Studio album by Eleventyseven
- Released: November 7, 2017
- Genre: Synthpunk, pop punk, electropop
- Length: 36:11
- Label: Rock Candy Recordings
- Producer: Matt Langston

Eleventyseven chronology
| Good Spells (2013) | Rad Science (2017) | Basic Glitches (2020) |

= Rad Science =

2017 album by Eleventyseven

Rad Science is the fifth studio album by the pop punk band Eleventyseven. It was independently released on November 7, 2017. The release was fan-funded through a Kickstarter campaign.

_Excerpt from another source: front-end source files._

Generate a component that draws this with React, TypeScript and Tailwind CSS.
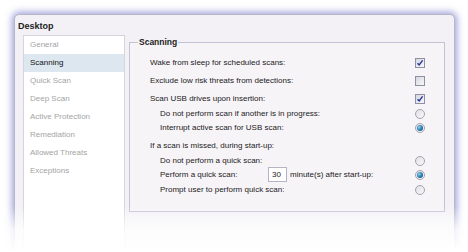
import React from "react";

const FONT = { fontFamily: "Tahoma, 'Liberation Sans', Arial, sans-serif" };

const NAV_ITEMS = [
  "General",
  "Scanning",
  "Quick Scan",
  "Deep Scan",
  "Active Protection",
  "Remediation",
  "Allowed Threats",
  "Exceptions",
];

const Checkbox = ({ checked }: { checked?: boolean }) => (
  <div className="w-[10px] h-[10px] border border-[#8f90a6] bg-gradient-to-br from-[#d6d6e0] to-[#f8f8fa] flex items-center justify-center">
    {checked && (
      <svg viewBox="0 0 8 8" className="w-[8px] h-[8px]">
        <path
          d="M1.5 4.2 L3.2 6 L6.6 1.4"
          fill="none"
          stroke="#21389a"
          strokeWidth="1.4"
        />
      </svg>
    )}
  </div>
);

const Radio = ({ checked }: { checked?: boolean }) => (
  <div className="w-[10px] h-[10px] rounded-full border border-[#a3a3ad] bg-gradient-to-br from-[#dedee6] to-[#fbfbfc] flex items-center justify-center">
    {checked && (
      <div className="w-[6px] h-[6px] rounded-full bg-[radial-gradient(circle_at_35%_35%,#8fd0f0,#1d6fa8_60%,#0e4470)]" />
    )}
  </div>
);

const Row = ({
  label,
  indent,
  height,
  control,
}: {
  label: React.ReactNode;
  indent?: boolean;
  height: string;
  control?: React.ReactNode;
}) => (
  <div className={`flex items-center justify-between ${height}`}>
    <div className={`flex items-center ${indent ? "pl-[10px]" : ""}`}>
      {label}
    </div>
    {control && <div className="w-[10px]">{control}</div>}
  </div>
);

export default function App() {
  return (
    <div
      className="w-[468px] h-[252px] bg-white relative overflow-hidden text-[8px] text-[#1a1a1a]"
      style={FONT}
    >
      <div className="ml-[14px] mt-[14px] w-[441px] h-[250px] rounded-t-[5px] border border-[#b9b8c8] bg-[#f3f1f5] shadow-[0_0_7px_2px_rgba(96,96,196,0.6)]">
        <div className="h-[20px] pl-[3px] pt-[5px] font-bold text-[9px] text-[#222]">
          Desktop
        </div>
        <div className="flex gap-[4px] pl-[8px]">
          <div className="w-[102px] h-[220px] bg-white border border-[#d6d4df]">
            {NAV_ITEMS.map((item) => (
              <div
                key={item}
                className={`h-[18px] flex items-center pl-[6px] ${
                  item === "Scanning"
                    ? "bg-[#dde7f0] text-[#111]"
                    : "text-[#a4a4a4]"
                }`}
              >
                {item}
              </div>
            ))}
          </div>
          <fieldset className="w-[316px] h-[176px] border border-[#c5c2d6] mt-[1px] pl-[20px] pr-[19px] bg-[#f7f4f8]">
            <legend className="ml-[-12px] px-[1px] font-bold text-[8.5px] text-[#222]">
              Scanning
            </legend>
            <div className="pt-[5px]">
              <Row
                height="h-[18px]"
                label="Wake from sleep for scheduled scans:"
                control={<Checkbox checked />}
              />
              <Row
                height="h-[18px]"
                label="Exclude low risk threats from detections:"
                control={<Checkbox />}
              />
              <Row
                height="h-[18px]"
                label="Scan USB drives upon insertion:"
                control={<Checkbox checked />}
              />
              <Row
                height="h-[13px]"
                indent
                label="Do not perform scan if another is in progress:"
                control={<Radio />}
              />
              <Row
                height="h-[14px]"
                indent
                label="Interrupt active scan for USB scan:"
                control={<Radio checked />}
              />
              <div className="h-[4px]" />
              <Row height="h-[15px]" label="If a scan is missed, during start-up:" />
              <Row
                height="h-[14px]"
                indent
                label="Do not perform a quick scan:"
                control={<Radio />}
              />
              <Row
                height="h-[14px]"
                indent
                label={
                  <>
                    <span className="w-[108px]">Perform a quick scan:</span>
                    <span className="w-[19px] h-[15px] bg-white border border-[#b4b4c4] pl-[3px] flex items-center">
                      30
                    </span>
                    <span className="pl-[3px]">minute(s) after start-up:</span>
                  </>
                }
                control={<Radio checked />}
              />
              <Row
                height="h-[16px]"
                indent
                label="Prompt user to perform quick scan:"
                control={<Radio />}
              />
            </div>
          </fieldset>
        </div>
      </div>
      <div className="absolute left-0 right-0 top-[206px] h-[46px] bg-gradient-to-b from-white/0 via-white/80 to-white" />
    </div>
  );
}
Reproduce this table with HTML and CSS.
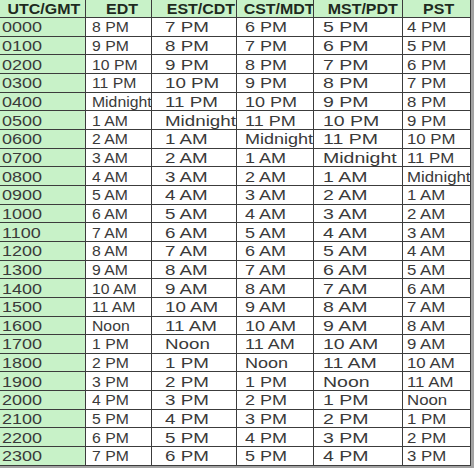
FILE: index.html
```html
<!DOCTYPE html>
<html>
<head>
<meta charset="utf-8">
<link rel="stylesheet" href="styles.css">
</head>
<body>
<div class="tz">
  <div class="h c1"><span>UTC/GMT</span></div><div class="h c2"><span>EDT</span></div><div class="h c3"><span>EST/CDT</span></div><div class="h c4"><span>CST/MDT</span></div><div class="h c5"><span>MST/PDT</span></div><div class="h c6"><span>PST</span></div>
  <div class="u c1"><span>0000</span></div><div class="c2"><span>8 PM</span></div><div class="c3"><span>7 PM</span></div><div class="c4"><span>6 PM</span></div><div class="c5"><span>5 PM</span></div><div class="c6"><span>4 PM</span></div>
  <div class="u c1"><span>0100</span></div><div class="c2"><span>9 PM</span></div><div class="c3"><span>8 PM</span></div><div class="c4"><span>7 PM</span></div><div class="c5"><span>6 PM</span></div><div class="c6"><span>5 PM</span></div>
  <div class="u c1"><span>0200</span></div><div class="c2"><span>10 PM</span></div><div class="c3"><span>9 PM</span></div><div class="c4"><span>8 PM</span></div><div class="c5"><span>7 PM</span></div><div class="c6"><span>6 PM</span></div>
  <div class="u c1"><span>0300</span></div><div class="c2"><span>11 PM</span></div><div class="c3"><span>10 PM</span></div><div class="c4"><span>9 PM</span></div><div class="c5"><span>8 PM</span></div><div class="c6"><span>7 PM</span></div>
  <div class="u c1"><span>0400</span></div><div class="c2"><span>Midnight</span></div><div class="c3"><span>11 PM</span></div><div class="c4"><span>10 PM</span></div><div class="c5"><span>9 PM</span></div><div class="c6"><span>8 PM</span></div>
  <div class="u c1"><span>0500</span></div><div class="c2"><span>1 AM</span></div><div class="c3"><span>Midnight</span></div><div class="c4"><span>11 PM</span></div><div class="c5"><span>10 PM</span></div><div class="c6"><span>9 PM</span></div>
  <div class="u c1"><span>0600</span></div><div class="c2"><span>2 AM</span></div><div class="c3"><span>1 AM</span></div><div class="c4"><span>Midnight</span></div><div class="c5"><span>11 PM</span></div><div class="c6"><span>10 PM</span></div>
  <div class="u c1"><span>0700</span></div><div class="c2"><span>3 AM</span></div><div class="c3"><span>2 AM</span></div><div class="c4"><span>1 AM</span></div><div class="c5"><span>Midnight</span></div><div class="c6"><span>11 PM</span></div>
  <div class="u c1"><span>0800</span></div><div class="c2"><span>4 AM</span></div><div class="c3"><span>3 AM</span></div><div class="c4"><span>2 AM</span></div><div class="c5"><span>1 AM</span></div><div class="c6"><span>Midnight</span></div>
  <div class="u c1"><span>0900</span></div><div class="c2"><span>5 AM</span></div><div class="c3"><span>4 AM</span></div><div class="c4"><span>3 AM</span></div><div class="c5"><span>2 AM</span></div><div class="c6"><span>1 AM</span></div>
  <div class="u c1"><span>1000</span></div><div class="c2"><span>6 AM</span></div><div class="c3"><span>5 AM</span></div><div class="c4"><span>4 AM</span></div><div class="c5"><span>3 AM</span></div><div class="c6"><span>2 AM</span></div>
  <div class="u c1"><span>1100</span></div><div class="c2"><span>7 AM</span></div><div class="c3"><span>6 AM</span></div><div class="c4"><span>5 AM</span></div><div class="c5"><span>4 AM</span></div><div class="c6"><span>3 AM</span></div>
  <div class="u c1"><span>1200</span></div><div class="c2"><span>8 AM</span></div><div class="c3"><span>7 AM</span></div><div class="c4"><span>6 AM</span></div><div class="c5"><span>5 AM</span></div><div class="c6"><span>4 AM</span></div>
  <div class="u c1"><span>1300</span></div><div class="c2"><span>9 AM</span></div><div class="c3"><span>8 AM</span></div><div class="c4"><span>7 AM</span></div><div class="c5"><span>6 AM</span></div><div class="c6"><span>5 AM</span></div>
  <div class="u c1"><span>1400</span></div><div class="c2"><span>10 AM</span></div><div class="c3"><span>9 AM</span></div><div class="c4"><span>8 AM</span></div><div class="c5"><span>7 AM</span></div><div class="c6"><span>6 AM</span></div>
  <div class="u c1"><span>1500</span></div><div class="c2"><span>11 AM</span></div><div class="c3"><span>10 AM</span></div><div class="c4"><span>9 AM</span></div><div class="c5"><span>8 AM</span></div><div class="c6"><span>7 AM</span></div>
  <div class="u c1"><span>1600</span></div><div class="c2"><span>Noon</span></div><div class="c3"><span>11 AM</span></div><div class="c4"><span>10 AM</span></div><div class="c5"><span>9 AM</span></div><div class="c6"><span>8 AM</span></div>
  <div class="u c1"><span>1700</span></div><div class="c2"><span>1 PM</span></div><div class="c3"><span>Noon</span></div><div class="c4"><span>11 AM</span></div><div class="c5"><span>10 AM</span></div><div class="c6"><span>9 AM</span></div>
  <div class="u c1"><span>1800</span></div><div class="c2"><span>2 PM</span></div><div class="c3"><span>1 PM</span></div><div class="c4"><span>Noon</span></div><div class="c5"><span>11 AM</span></div><div class="c6"><span>10 AM</span></div>
  <div class="u c1"><span>1900</span></div><div class="c2"><span>3 PM</span></div><div class="c3"><span>2 PM</span></div><div class="c4"><span>1 PM</span></div><div class="c5"><span>Noon</span></div><div class="c6"><span>11 AM</span></div>
  <div class="u c1"><span>2000</span></div><div class="c2"><span>4 PM</span></div><div class="c3"><span>3 PM</span></div><div class="c4"><span>2 PM</span></div><div class="c5"><span>1 PM</span></div><div class="c6"><span>Noon</span></div>
  <div class="u c1"><span>2100</span></div><div class="c2"><span>5 PM</span></div><div class="c3"><span>4 PM</span></div><div class="c4"><span>3 PM</span></div><div class="c5"><span>2 PM</span></div><div class="c6"><span>1 PM</span></div>
  <div class="u c1"><span>2200</span></div><div class="c2"><span>6 PM</span></div><div class="c3"><span>5 PM</span></div><div class="c4"><span>4 PM</span></div><div class="c5"><span>3 PM</span></div><div class="c6"><span>2 PM</span></div>
  <div class="u c1"><span>2300</span></div><div class="c2"><span>7 PM</span></div><div class="c3"><span>6 PM</span></div><div class="c4"><span>5 PM</span></div><div class="c5"><span>4 PM</span></div><div class="c6"><span>3 PM</span></div>
</div>
</body>
</html>
```
FILE: styles.css
```css
html, body {
  margin: 0;
  padding: 0;
  background: #a3a3a3;
  width: 474px;
  height: 468px;
  overflow: hidden;
}
.tz {
  display: grid;
  grid-template-columns: 85px 65px 84px 76px 88px 67px;
  grid-template-rows: 17px repeat(24, 17.67px);
  gap: 1px;
  padding: 0 1px 1px 0;
  width: 471px;
  box-sizing: border-box;
  background: #3c3c3c;
  font-family: "Liberation Sans", Arial, sans-serif;
  font-size: 15px;
  color: #3a3a3a;
}
.tz > div {
  background: #ffffff;
  display: flex;
  align-items: center;
  overflow: hidden;
  white-space: nowrap;
  line-height: 1;
}
.tz > div > span {
  display: inline-block;
  transform-origin: left center;
}
.tz > .h {
  background: #c8f2c8;
  justify-content: center;
  font-weight: bold;
  color: #1e2a1e;
  font-size: 14px;
}
.tz > .h > span {
  transform-origin: center center;
  transform: scaleX(1.14);
}
.tz > .u {
  background: #c8f2c8;
}
.c1 { padding-left: 2px; }
.c1 > span { transform: scaleX(1.2); }
.c2 { padding-left: 6px; }
.c2 > span { transform: scaleX(1.05); }
.c3 { padding-left: 13px; }
.c3 > span { transform: scaleX(1.25); }
.c4 { padding-left: 8px; }
.c4 > span { transform: scaleX(1.2); }
.c5 { padding-left: 9px; }
.c5 > span { transform: scaleX(1.3); }
.c6 { padding-left: 4px; }
.c6 > span { transform: scaleX(1.12); }
```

The album serves as the band's reunion record, as it is the first release by Eleventyseven since their official disbandment in 2014.

Professional ratings
Review scores
| Source | Rating |
| Indie Vision Music |  |

==Singles==
On August 2, 2017, Eleventyseven released the first single "New Rock Bottom" to pledgers.

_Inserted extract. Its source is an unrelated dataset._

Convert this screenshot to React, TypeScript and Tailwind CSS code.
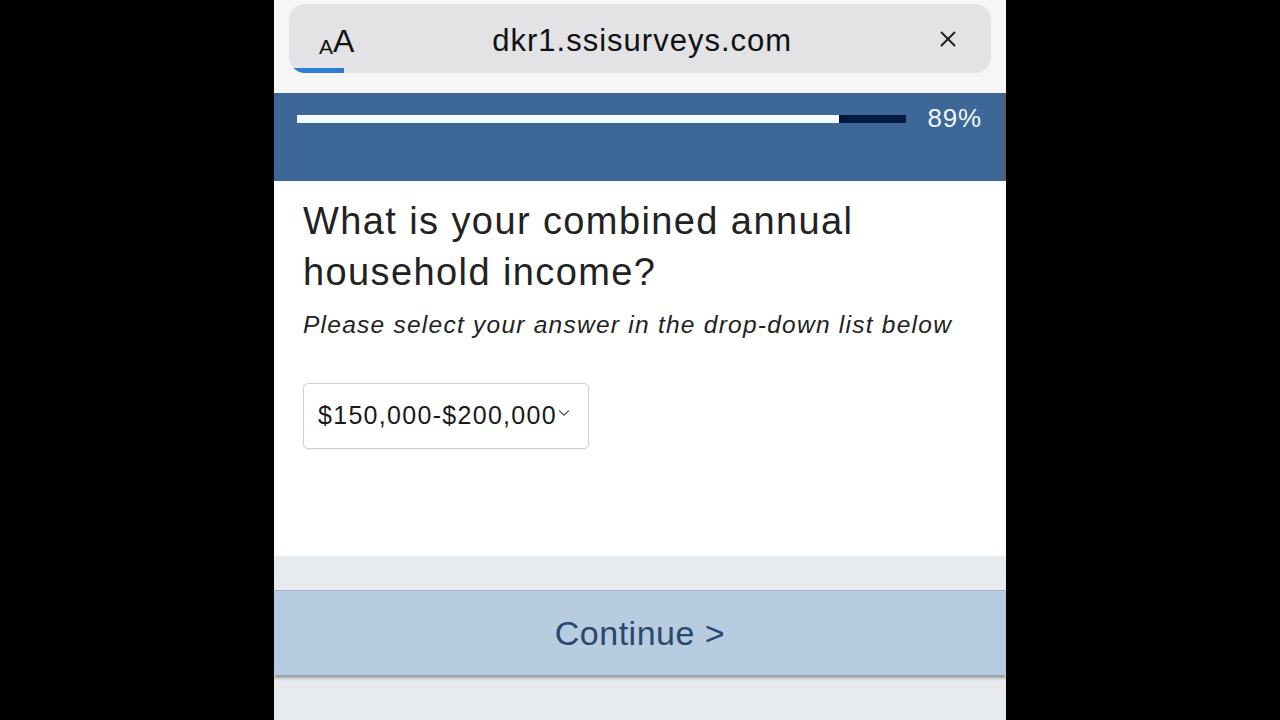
import { X, ChevronDown } from "lucide-react"

export default function App() {
  return (
    <div className="w-[1280px] h-[720px] bg-black flex justify-center overflow-hidden font-['Liberation_Sans',Arial,sans-serif]">
      <div className="w-[732px] h-full flex flex-col bg-white">
        {/* browser bar */}
        <div className="h-[93px] bg-[#f6f6f7] px-[15px] pt-[4px]">
          <div className="relative h-[69px] rounded-[16px] bg-[#e3e3e5] flex items-center px-[30px] overflow-hidden">
            <div className="text-[#111] flex items-end leading-none mt-[4px]">
              <span className="text-[21px]">A</span>
              <span className="text-[32px] tracking-[1px]">A</span>
            </div>
            <div className="flex-1 text-center text-[31px] text-[#111] tracking-[1px] mt-[5px] pr-[6px]">dkr1.ssisurveys.com</div>
            <X className="w-[26px] h-[26px] text-[#222]" strokeWidth={1.8} />
            <div className="absolute left-[5px] bottom-0 w-[50px] h-[5px] bg-[#2e7bd6] rounded-tr-[1px]" />
          </div>
        </div>

        {/* progress header */}
        <div className="h-[88px] bg-[#3d6796] flex items-start pt-[22px] pl-[23px] pr-[21px] border-r-[3px] border-[#5a5e66]">
          <div className="w-[609px] h-[8px] bg-[#001a40]">
            <div className="h-full bg-[#f2fbff]" style={{ width: "89%" }} />
          </div>
          <div className="ml-auto -mt-[10px] text-[26px] text-[#eef6ff] leading-none tracking-[0.8px]">89%</div>
        </div>

        {/* question */}
        <div className="h-[375px] bg-white px-[29px] pt-[15px]">
          <h1 className="text-[38px] leading-[51px] text-[#222] tracking-[1.4px]">What is your combined annual household income?</h1>
          <p className="mt-[9px] text-[24.5px] italic text-[#222] tracking-[1.25px]">Please select your answer in the drop-down list below</p>
          <div className="mt-[39px] w-[286px] h-[66px] border border-[#cfcfcf] rounded-[5px] flex items-center pl-[14px] pr-[10px] shadow-[0_1px_1px_rgba(0,0,0,0.05)]">
            <span className="text-[25px] text-[#1a1a1a] tracking-[1.3px]">$150,000-$200,000</span>
            <ChevronDown className="w-[18px] h-[18px] text-[#555] -mt-[6px] -ml-[2px]" strokeWidth={1.5} />
          </div>
        </div>

        {/* footer */}
        <div className="flex-1 bg-[#e8ebee] pt-[34px]">
          <div className="h-[85px] bg-[#b8cce1] border-t border-[#a3b3c4] shadow-[0_3px_3px_rgba(0,0,0,0.35)] flex items-center justify-center">
            <span className="text-[34px] text-[#29486c] tracking-[0.5px]">Continue &gt;</span>
          </div>
        </div>
      </div>
    </div>
  )
}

On October 28, 2017, the band released the second single "Holding Out" via SoundCloud.

==Track listing==

Album release
| No. | Title | Length |
|---|---|---|
| 1. | "New Rock Bottom" | 3:02 |
| 2. | "1990 Awesome" | 3:02 |
| 3. | "New York Minute" | 3:53 |
| 4. | "Holding Out" | 3:33 |
| 5. | "Microchip" | 4:08 |
| 6. | "Inside Out" | 4:20 |
| 7. | "Kick the Habit" | 4:20 |
| 8. | "Hourglass" | 3:24 |
| 9. | "Neverafter" | 3:32 |
| 10. | "Wish Myself Away" | 3:15 |
| Total length: |  | 36:11 |

==Personnel==
- Eleventyseven
- Matt Langston – lead vocals, guitar, synths/programming, producer, engineering, mixing (on track 4 & 6 only)
- Davey Davenport – bass
- Additional production
- Mike Atkins – drums
- Cellosmith – cello (track 5)
- Jeremy Griffith – mixing (all tracks except 4 & 6)
- Troy Glessner – mastering
- Jonathan Till – album design/layout

==B-Sides EP==

On September 5, 2017, during the Kickstarter campaign for the release of Rad Science, the band announced stretch goals after reaching their initial main funding objective. The first of said goals was the release of a free companion B-Sides EP that would contain cut tracks, acoustic versions, and remixes from the album.

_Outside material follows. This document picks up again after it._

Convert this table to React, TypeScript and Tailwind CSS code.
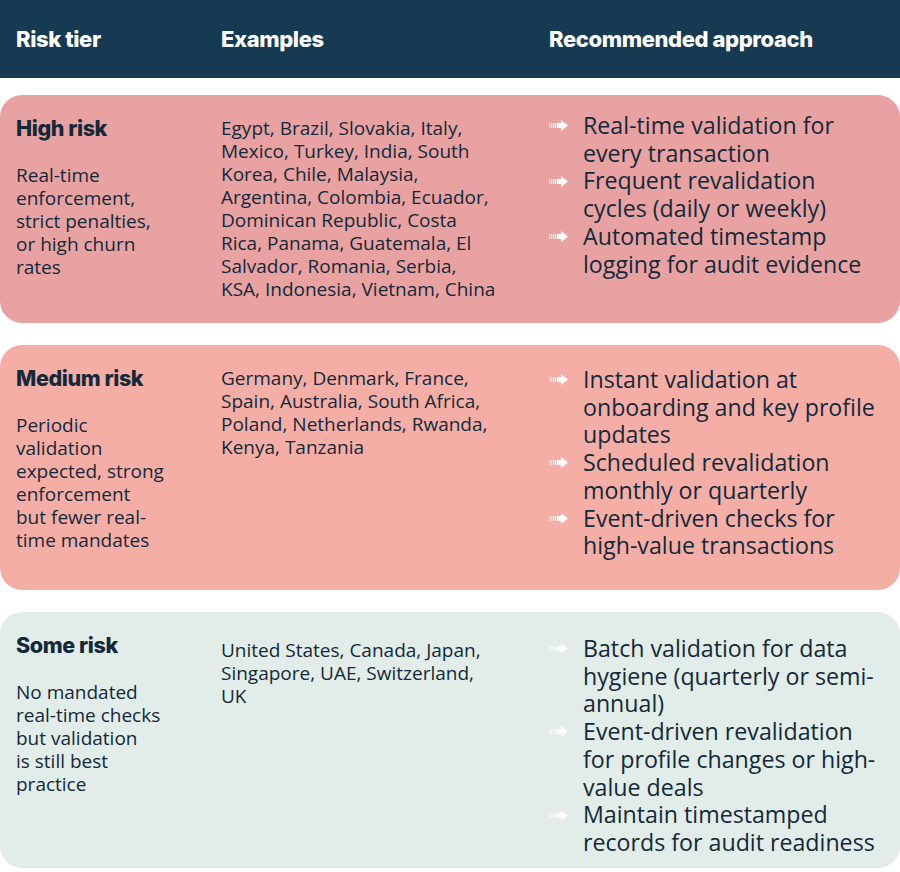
import type { ReactNode } from "react";

type Tier = {
  title: string;
  desc: string[];
  examples: string[];
  approach: string[][];
  bg: string;
  height: string;
  exTop: string;
  apTop: string;
};

const tiers: Tier[] = [
  {
    title: "High risk",
    desc: ["Real-time", "enforcement,", "strict penalties,", "or high churn", "rates"],
    examples: [
      "Egypt, Brazil, Slovakia, Italy,",
      "Mexico, Turkey, India, South",
      "Korea, Chile, Malaysia,",
      "Argentina, Colombia, Ecuador,",
      "Dominican Republic, Costa",
      "Rica, Panama, Guatemala, El",
      "Salvador, Romania, Serbia,",
      "KSA, Indonesia, Vietnam, China",
    ],
    approach: [
      ["Real-time validation for", "every transaction"],
      ["Frequent revalidation", "cycles (daily or weekly)"],
      ["Automated timestamp", "logging for audit evidence"],
    ],
    bg: "bg-[#e8a2a2]",
    height: "h-[228px]",
    exTop: "pt-[3px]",
    apTop: "-mt-[2px]",
  },
  {
    title: "Medium risk",
    desc: ["Periodic", "validation", "expected, strong", "enforcement", "but fewer real-", "time mandates"],
    examples: [
      "Germany, Denmark, France,",
      "Spain, Australia, South Africa,",
      "Poland, Netherlands, Rwanda,",
      "Kenya, Tanzania",
    ],
    approach: [
      ["Instant validation at", "onboarding and key profile", "updates"],
      ["Scheduled revalidation", "monthly or quarterly"],
      ["Event-driven checks for", "high-value transactions"],
    ],
    bg: "bg-[#f5aea6]",
    height: "h-[245px]",
    exTop: "pt-[3px]",
    apTop: "mt-[2px]",
  },
  {
    title: "Some risk",
    desc: ["No mandated", "real-time checks", "but validation", "is still best", "practice"],
    examples: ["United States, Canada, Japan,", "Singapore, UAE, Switzerland,", "UK"],
    approach: [
      ["Batch validation for data", "hygiene (quarterly or semi-", "annual)"],
      ["Event-driven revalidation", "for profile changes or high-", "value deals"],
      ["Maintain timestamped", "records for audit readiness"],
    ],
    bg: "bg-[#e2ece8]",
    height: "h-[256px]",
    exTop: "pt-[8px]",
    apTop: "mt-[4px]",
  },
];

function Arrow() {
  return (
    <svg width="19" height="11" viewBox="0 0 19 11" className="shrink-0">
      <rect x="0" y="3" width="1.2" height="5" fill="#fff" opacity="0.6" />
      <rect x="2" y="3" width="1.2" height="5" fill="#fff" opacity="0.75" />
      <rect x="4" y="3" width="1.2" height="5" fill="#fff" opacity="0.9" />
      <rect x="6" y="3" width="1.2" height="5" fill="#fff" />
      <rect x="8" y="3" width="4.5" height="5" fill="#fff" />
      <path d="M12 0 L19 5.5 L12 11 Z" fill="#fff" />
    </svg>
  );
}

function Lines({ lines }: { lines: string[] }): ReactNode {
  return lines.map((l, i) => (
    <div key={i} className="whitespace-nowrap">
      {l}
    </div>
  ));
}

export default function App() {
  return (
    <div className="w-[900px] h-[872px] bg-white text-[#13293a] font-['Open_Sans',sans-serif]">
      <div className="h-[78px] bg-[#173a53] flex items-center text-white font-['Inter',sans-serif] font-extrabold text-[22px] tracking-[-0.4px]">
        <div className="w-[221px] pl-4">Risk tier</div>
        <div className="w-[328px]">Examples</div>
        <div>Recommended approach</div>
      </div>

      <div className="flex flex-col gap-[22px] pt-[17px]">
        {tiers.map((t) => (
          <div key={t.title} className={`${t.bg} ${t.height} rounded-[22px] flex pt-[19px]`}>
            <div className="w-[221px] pl-4">
              <div className="font-['Inter',sans-serif] font-extrabold text-[21.5px] tracking-[-0.4px] leading-[28px] mb-[22px]">
                {t.title}
              </div>
              <div className="text-[19px] leading-[23px]">
                <Lines lines={t.desc} />
              </div>
            </div>
            <div className={`w-[328px] text-[19px] leading-[23px] ${t.exTop}`}>
              <Lines lines={t.examples} />
            </div>
            <div className={`flex flex-col text-[23.2px] leading-[27.7px] ${t.apTop}`}>
              {t.approach.map((a, i) => (
                <div key={i} className="flex">
                  <div className="w-[34px] h-[27.7px] flex items-center">
                    <Arrow />
                  </div>
                  <div>
                    <Lines lines={a} />
                  </div>
                </div>
              ))}
            </div>
          </div>
        ))}
      </div>
    </div>
  );
}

On August 24, 2018 via Eleventyseven's official podcast, Matt Langston debuted a re-envisioned version of "Appalachian Wine" off the band's 2012 Attack of the Mountain Medley EP and stated it was planned to be on the B-Sides release. On September 7, 2018, all backers of the Rad Science project received access to the B-Sides EP with Eleventyseven announcing via social media that the release would be available to the public on September 28.

| No. | Title | Length |
|---|---|---|
| 1. | "Appalachian Wine" (Rad Science Version) | 4:07 |
| 2. | "Prosperica" | 3:28 |
| 3. | "Microchip" (Stampeding Unicorn Mix) | 4:23 |
| 4. | "Inside Out" (Jellyrox Remix) | 4:02 |
| 5. | "Wish Myself Away" (Acoustic Sparkles Version) | 3:44 |
| Total length: |  | 19:14 |

==Notes==
- The album received a track-by-track commentary on two episodes of the band's podcast.
- The track "1990 Awesome" has sound bits from the 1998 Hasbro toy Bop It Extreme in the bridge. The song also makes reference to 1990-related icons and references The X-Files, Harry Potter, Hanson, Michael Jordan in Space Jam, Buffy Summers from Buffy the Vampire Slayer, "Livin' la Vida Loca" by Ricky Martin, "California Love" by 2Pac, and the Tamagotchi. The line "my own worst enema" is lyrically and musically a double reference to "My Own Worst Enemy" by Lit and Enema of the State by Blink-182.
- The Strokes are referenced in the track "New York Minute".
- The song "Holding Out" references David Bowie and the song "Under Pressure", which he did in collaboration with Queen.
- In the track "Wish Myself Away", a reference to Michael Bay is made. The exact use is "Michael 'fraking' Bay", a reference to the Battlestar Galactica expletive.
- The album's release date is intentionally a reference to the band's name, with November being the eleventh month and the day being the "7th" of said month.
- The eighth track of "Hourglass" is absent from the back of the physical CD's track listing.
- According to lead singer Matt Langston, the moon featured on the album art of the release references back to the band's 2007 album Galactic Conquest as a way of acknowledging the group's initial move towards synth-fused punk pop.